In the view of Brian Rice, Ellison’s name and resources are among Dean’s most critical assets, even more important than the support of the American Federation of State, County and Municipal Employees (AFSCME), which also endorsed Dehn.
“If Dehn wins,” Rice said, “it’s because of Ellison.”
Aside from the prominent women who have thrown their support behind Cole, there is also Al McFarlane, the publisher of Insight News and a frequent contributor to KFAI radio. Speaking frankly on the topic that the candidates spoke of only in passing, McFarlane raised the issue of race, which he said will play a central role in the campaign for District 59B.
“It has to, and it should,” McFarlane said. “Black people have to speak from our perspective as black Minnesotans and black Americans, and, consciously and conscientiously, move to take our place at the table of power.”

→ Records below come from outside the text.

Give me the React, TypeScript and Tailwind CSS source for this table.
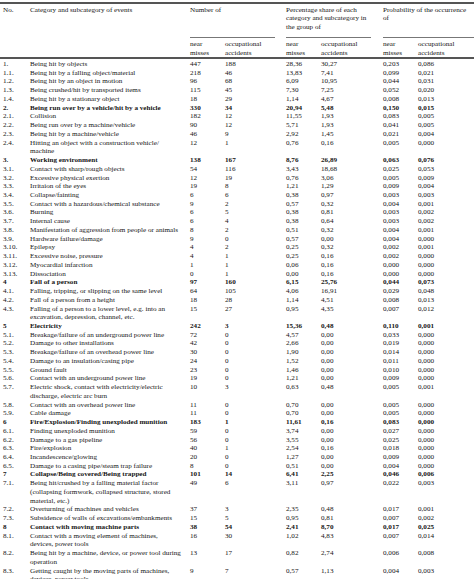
import React from "react";

type Row = { no: string; lines: string[]; v: string[]; bold?: boolean };

const rows: Row[] = [
  { no: "1.", lines: ["Being hit by objects"], v: ["447", "188", "28,36", "30,27", "0,203", "0,086"] },
  { no: "1.1.", lines: ["Being hit by a falling object/material"], v: ["218", "46", "13,83", "7,41", "0,099", "0,021"] },
  { no: "1.2.", lines: ["Being hit by an object in motion"], v: ["96", "68", "6,09", "10,95", "0,044", "0,031"] },
  { no: "1.3.", lines: ["Being crushed/hit by transported items"], v: ["115", "45", "7,30", "7,25", "0,052", "0,020"] },
  { no: "1.4.", lines: ["Being hit by a stationary object"], v: ["18", "29", "1,14", "4,67", "0,008", "0,013"] },
  { no: "2.", bold: true, lines: ["Being run over by a vehicle/hit by a vehicle"], v: ["330", "34", "20,94", "5,48", "0,150", "0,015"] },
  { no: "2.1.", lines: ["Collision"], v: ["182", "12", "11,55", "1,93", "0,083", "0,005"] },
  { no: "2.2.", lines: ["Being run over by a machine/vehicle"], v: ["90", "12", "5,71", "1,93", "0,041", "0,005"] },
  { no: "2.3.", lines: ["Being hit by a machine/vehicle"], v: ["46", "9", "2,92", "1,45", "0,021", "0,004"] },
  { no: "2.4.", lines: ["Hitting an object with a construction vehicle/", "machine"], v: ["12", "1", "0,76", "0,16", "0,005", "0,000"] },
  { no: "3.", bold: true, lines: ["Working environment"], v: ["138", "167", "8,76", "26,89", "0,063", "0,076"] },
  { no: "3.1.", lines: ["Contact with sharp/rough objects"], v: ["54", "116", "3,43", "18,68", "0,025", "0,053"] },
  { no: "3.2.", lines: ["Excessive physical exertion"], v: ["12", "19", "0,76", "3,06", "0,005", "0,009"] },
  { no: "3.3.", lines: ["Irritaion of the eyes"], v: ["19", "8", "1,21", "1,29", "0,009", "0,004"] },
  { no: "3.4.", lines: ["Collapse/fainting"], v: ["6", "6", "0,38", "0,97", "0,003", "0,003"] },
  { no: "3.5.", lines: ["Contact with a hazardous/chemical substance"], v: ["9", "2", "0,57", "0,32", "0,004", "0,001"] },
  { no: "3.6.", lines: ["Burning"], v: ["6", "5", "0,38", "0,81", "0,003", "0,002"] },
  { no: "3.7.", lines: ["Internal cause"], v: ["6", "4", "0,38", "0,64", "0,003", "0,002"] },
  { no: "3.8.", lines: ["Manifestation of aggression from people or animals"], v: ["8", "2", "0,51", "0,32", "0,004", "0,001"] },
  { no: "3.9.", lines: ["Hardware failure/damage"], v: ["9", "0", "0,57", "0,00", "0,004", "0,000"] },
  { no: "3.10.", lines: ["Epilepsy"], v: ["4", "2", "0,25", "0,32", "0,002", "0,001"] },
  { no: "3.11.", lines: ["Excessive noise, pressure"], v: ["4", "1", "0,25", "0,16", "0,002", "0,000"] },
  { no: "3.12.", lines: ["Myocardial infarction"], v: ["1", "1", "0,06", "0,16", "0,000", "0,000"] },
  { no: "3.13.", lines: ["Dissociation"], v: ["0", "1", "0,00", "0,16", "0,000", "0,000"] },
  { no: "4", bold: true, lines: ["Fall of a person"], v: ["97", "160", "6,15", "25,76", "0,044", "0,073"] },
  { no: "4.1.", lines: ["Falling, tripping, or slipping on the same level"], v: ["64", "105", "4,06", "16,91", "0,029", "0,048"] },
  { no: "4.2.", lines: ["Fall of a person from a height"], v: ["18", "28", "1,14", "4,51", "0,008", "0,013"] },
  { no: "4.3.", lines: ["Falling of a person to a lower level, e.g. into an", "excavation, depression, channel, etc."], v: ["15", "27", "0,95", "4,35", "0,007", "0,012"] },
  { no: "5", bold: true, lines: ["Electricity"], v: ["242", "3", "15,36", "0,48", "0,110", "0,001"] },
  { no: "5.1.", lines: ["Breakage/failure of an underground power line"], v: ["72", "0", "4,57", "0,00", "0,033", "0,000"] },
  { no: "5.2.", lines: ["Damage to other installations"], v: ["42", "0", "2,66", "0,00", "0,019", "0,000"] },
  { no: "5.3.", lines: ["Breakage/failure of an overhead power line"], v: ["30", "0", "1,90", "0,00", "0,014", "0,000"] },
  { no: "5.4.", lines: ["Damage to an insulation/casing pipe"], v: ["24", "0", "1,52", "0,00", "0,011", "0,000"] },
  { no: "5.5.", lines: ["Ground fault"], v: ["23", "0", "1,46", "0,00", "0,010", "0,000"] },
  { no: "5.6.", lines: ["Contact with an underground power line"], v: ["19", "0", "1,21", "0,00", "0,009", "0,000"] },
  { no: "5.7.", lines: ["Electric shock, contact with electricity/electric", "discharge, electric arc burn"], v: ["10", "3", "0,63", "0,48", "0,005", "0,001"] },
  { no: "5.8.", lines: ["Contact with an overhead power line"], v: ["11", "0", "0,70", "0,00", "0,005", "0,000"] },
  { no: "5.9.", lines: ["Cable damage"], v: ["11", "0", "0,70", "0,00", "0,005", "0,000"] },
  { no: "6", bold: true, lines: ["Fire/Explosion/Finding unexploded munition"], v: ["183", "1", "11,61", "0,16", "0,083", "0,000"] },
  { no: "6.1.", lines: ["Finding unexploded munition"], v: ["59", "0", "3,74", "0,00", "0,027", "0,000"] },
  { no: "6.2.", lines: ["Damage to a gas pipeline"], v: ["56", "0", "3,55", "0,00", "0,025", "0,000"] },
  { no: "6.3.", lines: ["Fire/explosion"], v: ["40", "1", "2,54", "0,16", "0,018", "0,000"] },
  { no: "6.4.", lines: ["Incandescence/glowing"], v: ["20", "0", "1,27", "0,00", "0,009", "0,000"] },
  { no: "6.5.", lines: ["Damage to a casing pipe/steam trap failure"], v: ["8", "0", "0,51", "0,00", "0,004", "0,000"] },
  { no: "7", bold: true, lines: ["Collapse/Being covered/Being trapped"], v: ["101", "14", "6,41", "2,25", "0,046", "0,006"] },
  { no: "7.1.", lines: ["Being hit/crushed by a falling material factor", "(collapsing formwork, collapsed structure, stored", "material, etc.)"], v: ["49", "6", "3,11", "0,97", "0,022", "0,003"] },
  { no: "7.2.", lines: ["Overturning of machines and vehicles"], v: ["37", "3", "2,35", "0,48", "0,017", "0,001"] },
  { no: "7.3.", lines: ["Subsidence of walls of excavations/embankments"], v: ["15", "5", "0,95", "0,81", "0,007", "0,002"] },
  { no: "8", bold: true, lines: ["Contact with moving machine parts"], v: ["38", "54", "2,41", "8,70", "0,017", "0,025"] },
  { no: "8.1.", lines: ["Contact with a moving element of machines,", "devices, power tools"], v: ["16", "30", "1,02", "4,83", "0,007", "0,014"] },
  { no: "8.2.", lines: ["Being hit by a machine, device, or power tool during", "operation"], v: ["13", "17", "0,82", "2,74", "0,006", "0,008"] },
  { no: "8.3.", lines: ["Getting caught by the moving parts of machines,", "devices, power tools"], v: ["9", "7", "0,57", "1,13", "0,004", "0,003"] },
];

export default function App() {
  return (
    <div className="w-[474px] h-[579px] overflow-hidden bg-white text-[#151515] font-['Liberation_Serif','Times_New_Roman',serif] text-[7.15px] leading-[8.74px]">
      <div className="mt-[2px] h-[1.5px] bg-[#555]" />
      <table className="w-[474px] table-fixed border-collapse">
        <colgroup>
          <col className="w-[30px]" />
          <col className="w-[160px]" />
          <col className="w-[35px]" />
          <col className="w-[61px]" />
          <col className="w-[35px]" />
          <col className="w-[62px]" />
          <col className="w-[35px]" />
          <col className="w-[56px]" />
        </colgroup>
        <thead>
          <tr>
            <th rowSpan={2} className="p-0 pl-[3px] pt-[2px] align-top text-left font-normal">No.</th>
            <th rowSpan={2} className="p-0 pt-[2px] align-top text-left font-normal whitespace-nowrap">Category and subcategory of events</th>
            <th colSpan={2} className="p-0 pt-[2px] align-top text-left font-normal">
              <div className="mr-[11px] h-[32px] border-b border-[#777]">Number of</div>
            </th>
            <th colSpan={2} className="p-0 pt-[2px] align-top text-left font-normal">
              <div className="mr-[12px] h-[32px] border-b border-[#777]">
                Percentage share of each
                <br />
                category and subcategory in
                <br />
                the group of
              </div>
            </th>
            <th colSpan={2} className="p-0 pt-[2px] align-top text-left font-normal">
              <div className="h-[32px] border-b border-[#777] whitespace-nowrap">
                Probability of the occurrence
                <br />
                of
              </div>
            </th>
          </tr>
          <tr>
            <th className="p-0 pt-[2.5px] text-left font-normal align-top">near<br />misses</th>
            <th className="p-0 pt-[2.5px] text-left font-normal align-top">occupational<br />accidents</th>
            <th className="p-0 pt-[2.5px] text-left font-normal align-top">near<br />misses</th>
            <th className="p-0 pt-[2.5px] text-left font-normal align-top">occupational<br />accidents</th>
            <th className="p-0 pt-[2.5px] text-left font-normal align-top">near<br />misses</th>
            <th className="p-0 pt-[2.5px] text-left font-normal align-top">occupational<br />accidents</th>
          </tr>
          <tr>
            <td colSpan={8} className="p-0">
              <div className="h-[1.5px] bg-[#555]" />
              <div className="h-[1px]" />
            </td>
          </tr>
        </thead>
        <tbody>
          {rows.map((r) => (
            <tr key={r.no} className={r.bold ? "font-bold" : "font-normal"}>
              <td className="p-0 pl-[3px] align-top whitespace-nowrap">{r.no}</td>
              <td className="p-0 align-top whitespace-nowrap">
                {r.lines.map((l, i) => (
                  <div key={i}>{l}</div>
                ))}
              </td>
              {r.v.map((val, i) => (
                <td key={i} className="p-0 align-top whitespace-nowrap">{val}</td>
              ))}
            </tr>
          ))}
        </tbody>
      </table>
    </div>
  );
}
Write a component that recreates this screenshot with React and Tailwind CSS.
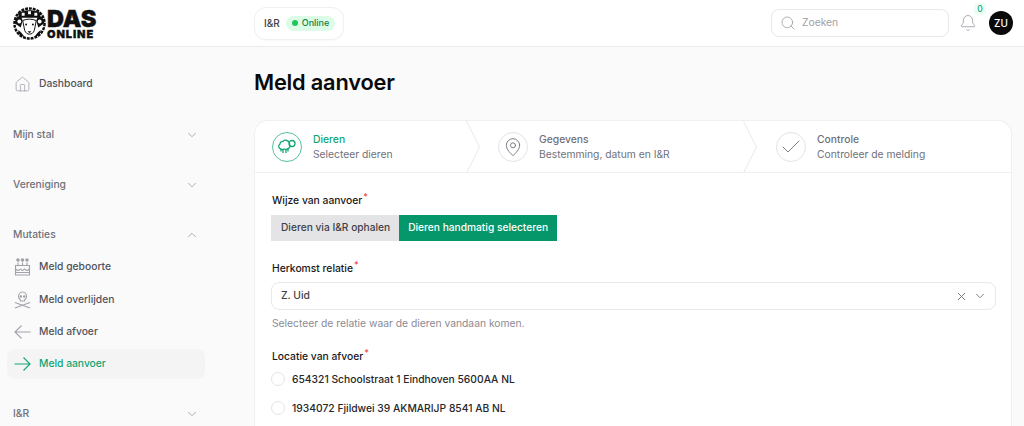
import React from "react";
import { ChevronDown, ChevronUp, Search, Bell, X, Check, MapPin, Home } from "lucide-react";

const Cake = () => (
  <svg width="17" height="18" viewBox="0 0 17 18" fill="none" stroke="currentColor" strokeWidth="1.100">
    <path d="M1.500 7.500h14v9.500h-14zM1.500 11c1.700 1.800 3.500 1.800 5 0 1.500 1.800 2.500 1.800 4 0 1.500 1.800 3.300 1.800 5 0M4 4.500v3M8.500 4.500v3M13 4.500v3M1.500 14.500h14" />
    <circle cx="4" cy="2" r="1.200" fill="currentColor" />
    <circle cx="8.500" cy="2" r="1.200" fill="currentColor" />
    <circle cx="13" cy="2" r="1.200" fill="currentColor" />
  </svg>
);
const Skull = () => (
  <svg width="17" height="19" viewBox="0 0 17 19" fill="none" stroke="currentColor" strokeWidth="1.100">
    <path d="M4.500 5.500a4 4.500 0 1 1 8 0c0 2-1 3-2 3.500v1h-4v-1c-1-.5-2-1.500-2-3.500z" />
    <circle cx="6.800" cy="5.500" r=".7" fill="currentColor" />
    <circle cx="10.200" cy="5.500" r=".7" fill="currentColor" />
    <path d="M1 11.500l15 5.500M16 11.500l-15 5.500" />
  </svg>
);
const ArrowL = () => (
  <svg width="17" height="14" viewBox="0 0 17 14" fill="none" stroke="currentColor" strokeWidth="1.100">
    <path d="M16.500 7H1M7.500.5L1 7l6.500 6.500" />
  </svg>
);
const ArrowR = () => (
  <svg width="17" height="14" viewBox="0 0 17 14" fill="none" stroke="currentColor" strokeWidth="1.100">
    <path d="M.5 7H16M9.500.5L16 7l-6.500 6.500" />
  </svg>
);
const Sheep = () => (
  <svg width="20" height="16" viewBox="0 0 20 16" fill="none" stroke="#10a574" strokeWidth="1.300">
    <path d="M3 5a2.500 2.500 0 0 1 3-2.500 3 3 0 0 1 4.500-.5 2.800 2.800 0 0 1 2 3.500 2.500 2.500 0 0 1-1.500 4 3 3 0 0 1-3.500.5 3 3 0 0 1-3.500 0A2.700 2.700 0 0 1 3 5z" />
    <circle cx="15" cy="4.500" r="3" />
    <path d="M6 10.500v3.500M9 10.500v3.500M4 10v2.500M11 10v2.500" />
  </svg>
);
const Logo = () => (
  <svg width="33" height="33" viewBox="0 0 34 34" className="shrink-0">
    <circle cx="17" cy="17" r="15.500" fill="#fff" stroke="#111" strokeWidth="2.500" strokeDasharray="3 1" />
    <path d="M5 7c4-5 20-5 24 0l-2 4H7z" fill="#111" />
    <path d="M9 6h3v3H9zM15.500 4.500h3v3h-3zM22 6h3v3h-3z" fill="#fff" />
    <path d="M2 17c0-6 3-8 6-8l2 5-2 7zM32 17c0-6-3-8-6-8l-2 5 2 7z" fill="#111" />
    <circle cx="6.500" cy="15" r="2" fill="#fff" />
    <circle cx="27.500" cy="15" r="2" fill="#fff" />
    <path d="M10 14c4-2 10-2 14 0l-2 10c-1 3-3 4-5 4s-4-1-5-4z" fill="#fff" stroke="#111" strokeWidth="1" />
    <circle cx="13.500" cy="18" r="1" fill="#111" />
    <circle cx="20.500" cy="18" r="1" fill="#111" />
    <path d="M15 25l2 2 2-2z" fill="#111" />
    <path d="M5 24c3 1 5 4 7 7l-5-2zM29 24c-3 1-5 4-7 7l5-2z" fill="#111" />
  </svg>
);

const Section = ({ label, open, className = "" }) => (
  <div className={`flex h-[30px] items-center justify-between pl-[13px] pr-[6px] text-[10.300px] font-medium text-[#71717a] ${className}`}>
    <span>{label}</span>
    {open ? <ChevronUp size={14} strokeWidth={1.500} className="text-[#a1a1aa]" /> : <ChevronDown size={14} strokeWidth={1.500} className="text-[#a1a1aa]" />}
  </div>
);

const Item = ({ icon, label, active, className = "" }) => (
  <div className={`flex h-[30px] items-center gap-[8px] rounded-lg pl-[7px] text-[10.300px] font-medium ${active ? "bg-[#f4f4f5] text-[#10a574]" : "text-[#52525b]"} ${className}`}>
    <span className={`flex w-[17px] justify-center ${active ? "text-[#10a574]" : "text-[#a1a1aa]"}`}>{icon}</span>
    <span>{label}</span>
  </div>
);

const Step = ({ icon, title, sub, active, className = "", arrow }) => (
  <div className={`relative flex h-full items-center gap-[11px] ${className}`}>
    <span className={`flex h-[30px] w-[30px] shrink-0 items-center justify-center rounded-full border ${active ? "border-[#10a574]/70" : "border-[#e4e4e7]"}`}>{icon}</span>
    <span className="flex flex-col gap-[1px] text-[10.300px] leading-[14px]">
      <span className={`font-medium ${active ? "text-[#10a574]" : "text-[#71717a]"}`}>{title}</span>
      <span className="text-[#71717a]">{sub}</span>
    </span>
    {arrow && (
      <svg className="absolute right-0 top-0" width="14" height="52" viewBox="0 0 14 52" fill="none" stroke="#e9e9ec">
        <path d="M0.500 0l13 26-13 26" />
      </svg>
    )}
  </div>
);

const Label = ({ children }) => (
  <div className="text-[10.300px] font-medium leading-[14px] text-[#18181b]">
    {children}
    <sup className="ml-[1px] text-[9px] leading-none text-[#ef4444]">*</sup>
  </div>
);

const Radio = ({ children, className = "" }) => (
  <div className={`flex items-center gap-[7px] text-[10.300px] font-medium leading-[14px] text-[#27272a] ${className}`}>
    <span className="-ml-[1px] h-[14px] w-[14px] rounded-full border border-[#e4e4e7] bg-white" />
    <span>{children}</span>
  </div>
);

export default function App() {
  return (
    <div className="flex h-[426px] w-[1024px] flex-col overflow-hidden bg-[#fafafa] font-['Inter',sans-serif]">
      <header className="flex h-[47px] shrink-0 items-center border-b border-[#ececee] bg-white">
        <div className="flex w-[254px] shrink-0 items-center pl-[13px]">
          <Logo />
          <div className="ml-[1px] mt-[3px] flex flex-col font-black text-[#111]">
            <span className="text-[23.500px] leading-[18px] [-webkit-text-stroke:0.400px_#111]">DAS</span>
            <span className="mt-[1px] text-[11px] leading-[10px] tracking-[0.900px] [-webkit-text-stroke:0.300px_#111]">ONLINE</span>
          </div>
        </div>
        <div className="flex h-[33px] items-center gap-[6px] rounded-xl border border-[#f0f0f2] bg-white pl-[9px] pr-[8px] text-[10px] font-medium text-[#3f3f46] shadow-[0_1px_2px_rgba(0,0,0,0.03)]">
          <span>I&amp;R</span>
          <span className="flex h-[15px] items-center gap-[4px] rounded-full bg-[#dcfce7] px-[6px] text-[9px] text-[#15803d]">
            <span className="h-[6px] w-[6px] rounded-full bg-[#22c55e]" />
            Online
          </span>
        </div>
        <div className="ml-auto flex items-center pr-[11px]">
          <div className="flex h-[28px] w-[178px] items-center gap-[6px] rounded-lg border border-[#e9e9ec] bg-white pl-[8px] text-[10.300px] text-[#a1a1aa]">
            <Search size={16} strokeWidth={1.300} />
            <span>Zoeken</span>
          </div>
          <div className="relative ml-[10px] mr-[12px] flex">
            <Bell size={18} strokeWidth={1.200} className="text-[#a1a1aa]" />
            <span className="absolute left-[15px] top-[-11px] flex h-[12px] w-[12px] items-center justify-center rounded-[4px] bg-[#ecfdf5] text-[8.500px] font-medium text-[#10a574]">0</span>
          </div>
          <div className="flex h-[24px] w-[24px] items-center justify-center rounded-full bg-[#0a0a0a] text-[10px] font-medium text-white">ZU</div>
        </div>
      </header>
      <div className="flex min-h-0 flex-1">
        <aside className="ml-[7px] w-[198px] shrink-0 pt-[22px]">
          <Item icon={<Home size={21} strokeWidth={1.100} />} label="Dashboard" />
          <Section label="Mijn stal" className="-ml-[7px] mt-[21px]" />
          <Section label="Vereniging" className="-ml-[7px] mt-[20px]" />
          <Section label="Mutaties" open className="-ml-[7px] mt-[20px]" />
          <Item icon={<Cake />} label="Meld geboorte" className="mt-[2px]" />
          <Item icon={<Skull />} label="Meld overlijden" className="mt-[3px]" />
          <Item icon={<ArrowL />} label="Meld afvoer" className="mt-[2px]" />
          <Item icon={<ArrowR />} label="Meld aanvoer" active className="mt-[2px]" />
          <Section label="I&R" className="-ml-[7px] mt-[20px]" />
        </aside>
        <main className="ml-[49px] mr-[12px] flex min-w-0 flex-1 flex-col">
          <h1 className="mt-[21px] text-[21.800px] font-semibold leading-[28px] tracking-[-0.200px] text-[#0a0a0a]">Meld aanvoer</h1>
          <div className="mt-[24px] flex-1 rounded-t-[14px] border border-b-0 border-[#f0f0f2] bg-white">
            <div className="flex h-[52px] items-center border-b border-[#f0f0f2]">
              <Step active arrow className="w-[225px] pl-[17px]" title="Dieren" sub="Selecteer dieren" icon={<Sheep />} />
              <Step arrow className="w-[277px] pl-[18px]" title="Gegevens" sub="Bestemming, datum en I&R" icon={<MapPin size={20} strokeWidth={1.100} className="text-[#71717a]" />} />
              <Step className="pl-[19px]" title="Controle" sub="Controleer de melding" icon={<Check size={24} strokeWidth={0.900} className="text-[#71717a]" />} />
            </div>
            <div className="pl-[17px] pr-[15px] pt-[20px]">
              <Label>Wijze van aanvoer</Label>
              <div className="mt-[8px] -ml-[1px] flex h-[26px] w-fit text-[10.200px] font-medium">
                <span className="flex items-center bg-[#e4e4e7] pl-[10px] pr-[9px] text-[#3f3f46]">Dieren via I&amp;R ophalen</span>
                <span className="flex items-center bg-[#059669] px-[9px] text-white">Dieren handmatig selecteren</span>
              </div>
              <div className="mt-[20px]"><Label>Herkomst relatie</Label></div>
              <div className="-ml-[1px] mt-[7px] flex h-[28px] items-center justify-between rounded-lg border border-[#e9e9ec] bg-white pl-[9px] pr-[8px] text-[10.300px] font-medium text-[#3f3f46]">
                <span>Z. Uid</span>
                <span className="flex items-center gap-[5px] text-[#71717a]">
                  <X size={13} strokeWidth={1.700} />
                  <ChevronDown size={14} strokeWidth={1.500} />
                </span>
              </div>
              <div className="mt-[6px] text-[10.300px] leading-[14px] text-[#8b8b94]">Selecteer de relatie waar de dieren vandaan komen.</div>
              <div className="mt-[19px]"><Label>Locatie van afvoer</Label></div>
              <Radio className="mt-[9px]">654321 Schoolstraat 1 Eindhoven 5600AA NL</Radio>
              <Radio className="mt-[15px]">1934072 Fjildwei 39 AKMARIJP 8541 AB NL</Radio>
            </div>
          </div>
        </main>
      </div>
    </div>
  );
}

Dehn knows the limitations he faces as a white male candidate in a district that is 40 percent black, giving it the most heavily concentrated African American population of any district in the state, according to the 2010 census. Dehn said he has often encountered constituents who say they will not support a white candidate.
“I tell them, ‘I’m sorry, there’s nothing I can do about that,’” Dehn said. “But I find it odd in 2012 that we still think about elected officials and race in that way.”
Ian Alexander said he hears about the importance of diversity in the Legislature, though it comes up just as often from progressive white voters as blacks.
“I’ve heard it from people in downtown Bryn Mawr, who say they want a person of color in this area,” Alexander said. “From [black] people in North, it’s just about jobs.”
Weighing the candidates’ strengths and weaknesses, neutral observers have trouble picking a winner. Not even Sen. Linda Higgins, whose retirement lured Bobby Joe Champion away from his House seat and created the three-way race, would venture a guess, saying only that the primary would be “very close.”
“My friends and I spend a lot of time going, ‘Gosh, I wonder who’s going to win,’” Higgins said.